De son côté, Michel Fratissier fait valoir son rôle et ses prérogatives : « Je n’ai jamais contesté la programmation artistique du théâtre de l’Albarède, avance l’élu. Je n’ai pas à le faire. Et je sais que Frédéric Stein est tout à fait compétent pour y arriver. En revanche, il est de mon devoir d’orienter les projets culturels sur le territoire. Les migrants sont bien encadrés à Ganges. Nous vivons dans une commune rurale, et je préfère concentrer nos efforts pour capter un public potentiel en déshérence culturelle. Aucune discussion n’était possible avec Frédéric Stein. Son successeur, ou successeure, aura la tâche d’aiguiller notre politique culturelle en adéquation avec la réalité de nos administrés. Un théâtre n’a pas à fonctionner de façon autonome, ça n’a pas de sens… » Frédéric Stein oppose son bilan : un taux de fréquentation « qui frise l’excellence », malgré une communication municipale quasi-inexistante.
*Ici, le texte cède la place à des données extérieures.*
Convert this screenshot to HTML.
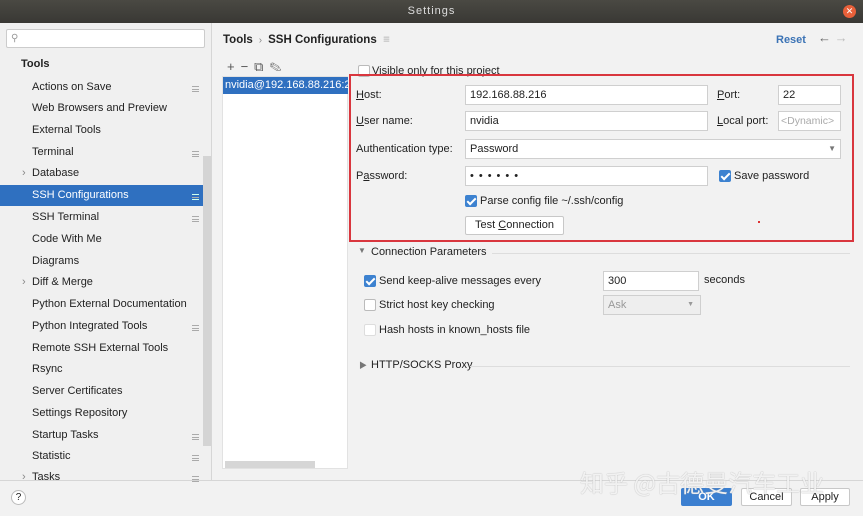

« De notre point de vue, il s’agit d’un déni de démocratie, souligne Laurence Raoul, directrice déléguée du syndicat national des scènes publiques. Il y a la brutalité de la manière. Il y a l’absence de communication, de concertation, et de recherche de tout compromis… » Une pétition pour le soutien de Frédéric Stein, portée par Didier Gallas, a déjà recueilli 2 500 signatures. « Le problème des difficultés entre les directeurs et les élus ne date pas d’hier, note Véronique Lécullée, vice-présidente du SNSP. Mais il se développe. Les politiques, de façon générale, préfèrent flécher les fonds publics vers des productions issues du privé. Ils misent sur le stand-up, le divertissement pur, le low cost… Le manque d’ambition est assez frappant. » À Ganges, Frédéric Stein se dit prêt à revenir au théâtre de l’Albarède, pour terminer sa mission. Mais pour les élus, le dossier semble clos.